Three weeks into this new chemotherapy and I’ve only seen small changes, unlike previous chemos where I’ve seen a huge difference almost straight away. 

Every day I feel a different emotion (all due to the brain injury).

I can feel relieved that I have no soreness or pain anymore and on another day I see the redness in my skin still apparent and itching and I feel sad again.  But as I’m told this new chemo Kadcyla works differently so the results may appear differently too so I still live in hope and pray for only a good outcome.

Yesterday I was admitted to a clinical psychologist at Christies to help deal with my prognosis. 

I told her I have minimal trouble dealing with the day to day issues since car accident like memory loss (I’ve found it to be other people who have issues with this) and lack of coordination or the side effects of the chemo like fatigue but I’m in constant pain with my thoughts of a future without me in it. 

I don’t feel upset for me but for my seven and nine year old girls.  I told her of how my thoughts keep jumping to the future and I can’t bear the thought of them growing up without a mum. 

I (possibly) would feel different if I didn’t have any kids or if I had boys but two little girls left to find their way in life without a mum to encourage or support them is crushing but I also feel that any mum would feel like this with or without their life being threatened.  

So she advised me to write things down, things that I want to happen if I’m not here.  She said by dealing with it doesn’t mean it’s going to happen and it will help you come to terms with it in the process of doing so.  ‘It’ being my death.

All I want is to be at peace with whatever life throws my way.  To cuddle my kids without tears rolling down my cheeks and for them to see their mum who lives every day in the moment for what it is, not sat around crying about what might happen.

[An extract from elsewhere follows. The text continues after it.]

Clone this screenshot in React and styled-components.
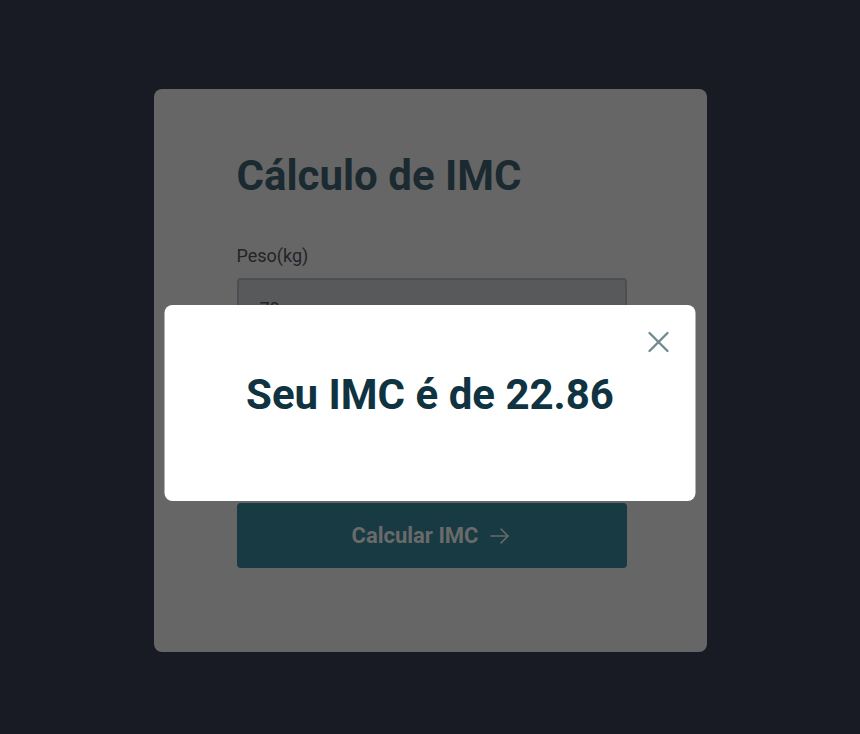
import React from "react";
import styled, { createGlobalStyle } from "styled-components";

const Global = createGlobalStyle`
  html, body { margin: 0; padding: 0; background: #181b23; }
  body { font-family: Roboto, "Liberation Sans", sans-serif; }
  * { box-sizing: border-box; }
`;

const Page = styled.div`
  min-height: 734px;
  display: flex;
  justify-content: center;
  padding-top: 89px;
  position: relative;
`;

const Card = styled.form`
  width: 553px;
  height: 563px;
  background: #666666;
  border-radius: 8px;
  padding: 63px 80px 84px 83px;
  display: flex;
  flex-direction: column;
`;

const Title = styled.h1`
  margin: 0 0 45px;
  font-size: 42px;
  line-height: 48px;
  font-weight: 700;
  color: #1b2a31;
`;

const Field = styled.div`
  display: flex;
  flex-direction: column;
  gap: 12px;
  margin-bottom: 24px;
`;

const Label = styled.label`
  font-size: 18px;
  line-height: 21px;
  color: #222426;
`;

const Input = styled.input`
  height: 60px;
  width: 390px;
  background: #58595b;
  border: 2px solid #4c4e51;
  border-radius: 4px;
  padding: 0 21px;
  font-family: inherit;
  font-size: 18px;
  color: #222426;
  outline: none;
`;

const Button = styled.button`
  margin-top: auto;
  height: 65px;
  width: 390px;
  border: none;
  border-radius: 4px;
  background: #173a43;
  color: #6a6a6a;
  font-family: inherit;
  font-size: 22px;
  font-weight: 700;
  display: flex;
  align-items: center;
  justify-content: center;
  gap: 11px;
`;

const Modal = styled.div`
  position: absolute;
  top: 305px;
  left: 50%;
  transform: translateX(-50%);
  width: 531px;
  height: 196px;
  background: #ffffff;
  border-radius: 8px;
  display: flex;
  justify-content: center;
  padding-top: 66px;
`;

const ModalTitle = styled.h2`
  margin: 0;
  font-size: 42px;
  line-height: 48px;
  font-weight: 700;
  color: #0f3341;
`;

const Close = styled.button`
  position: absolute;
  top: 24px;
  right: 24px;
  width: 26px;
  height: 26px;
  padding: 0;
  border: none;
  background: transparent;
  display: flex;
  align-items: center;
  justify-content: center;
`;

export default function App() {
  return (
    <>
      <Global />
      <Page>
        <Card onSubmit={(e) => e.preventDefault()}>
          <Title>Cálculo de IMC</Title>
          <Field>
            <Label>Peso(kg)</Label>
            <Input defaultValue="70" />
          </Field>
          <Field>
            <Label>Altura(m)</Label>
            <Input defaultValue="1.75" />
          </Field>
          <Button type="submit">
            Calcular IMC
            <svg width="22" height="22" viewBox="0 0 22 22" fill="none" stroke="#6a6a6a" strokeWidth="1.6" strokeLinecap="round" strokeLinejoin="round">
              <path d="M2 11h17" />
              <path d="M12 4l7 7-7 7" />
            </svg>
          </Button>
        </Card>
        <Modal>
          <ModalTitle>Seu IMC é de 22.86</ModalTitle>
          <Close aria-label="Fechar">
            <svg width="22" height="22" viewBox="0 0 22 22" fill="none" stroke="#6e8a93" strokeWidth="2.4" strokeLinecap="round">
              <path d="M2 2l18 18" />
              <path d="M20 2L2 20" />
            </svg>
          </Close>
        </Modal>
      </Page>
    </>
  );
}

I look at Lynda Bellingham who has clearly come to terms with her prognosis and stopped her chemo due to the awful side effects and accepted her death.  It’s taken her a year to accept her death but I’ve had this awful disease for three and a half years and was told a year ago that it was now incurable and I told the psychologist I will never be ok with leaving my kids. 

Everyone else, I believe in my heart, will be ok eventually but the kids being without a mum at such a young age is unthinkable and I want to show them that I did everything I could to get better not accept my prognosis.   

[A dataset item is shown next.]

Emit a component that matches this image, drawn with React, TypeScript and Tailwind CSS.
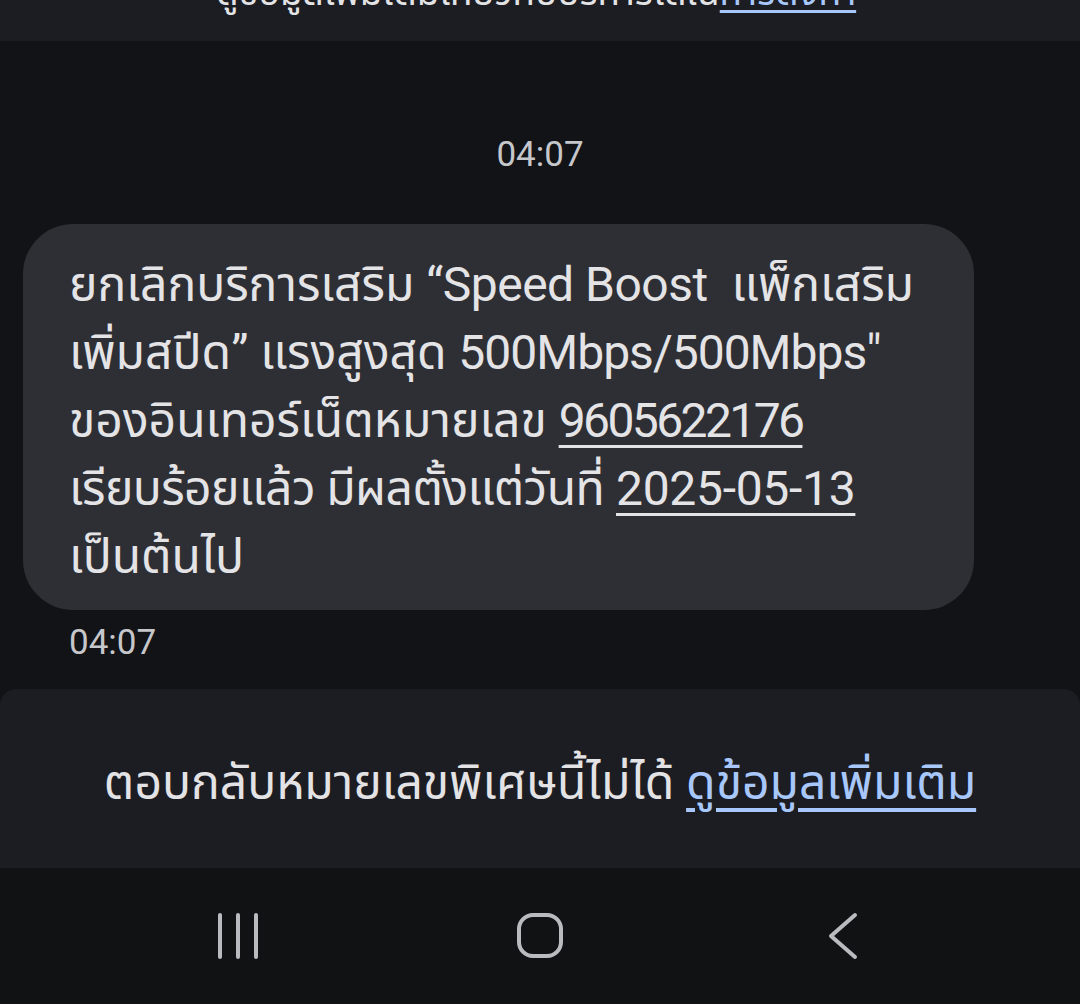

As my friend Sarah told me “you don’t have to focus on something to acknowledge it.”

So I’ll probably write a letter to my girls for them to read not when I’ve gone because I’m not going anywhere yet, but for when they reach 18 and they’ll know what I thought of them and how proud I am of them, even though I tell them on a regular basis and hope that brings me some peace, although the thought of doing that is terrifying. 

People, especially friends and my mum and dad, bring peace into my life, daily helping out and understanding, but not everybody sees me for what I’m going through and think I’ve gone back to the old Mel pre-diagnosis where I’m fully recovered and give me more stress to deal with which I’m unable to cope with right now. 

Understandably everyone has their own problems in their own lives and that’s what I’ve got to remember.

So I’ll try to make a pact that life is what you make it and life is happening now.  I have so many lovely things to look forward to so I must try and forget about the ‘what if’s’ and as I am well enough in myself, embrace the good things that are coming like New Year in London, afternoon tea in Manchester and a ‘Most Inspirational Woman’ award nomination from the Warrington Guardian amongst other things.  All designed to bring a smile. 

I watched Pride of Britain awards briefly this week and thought if they can overcome such obstacles then I too can overcome these thoughts and enjoy the time I have now. 

I can choose to look at it from a different perspective.  What if the chemotherapy works?  What if I live?  What if they find a cure in the meantime?  Like my friend said, you choose what it is you want to focus on.  So I choose life and focus all my attention on living.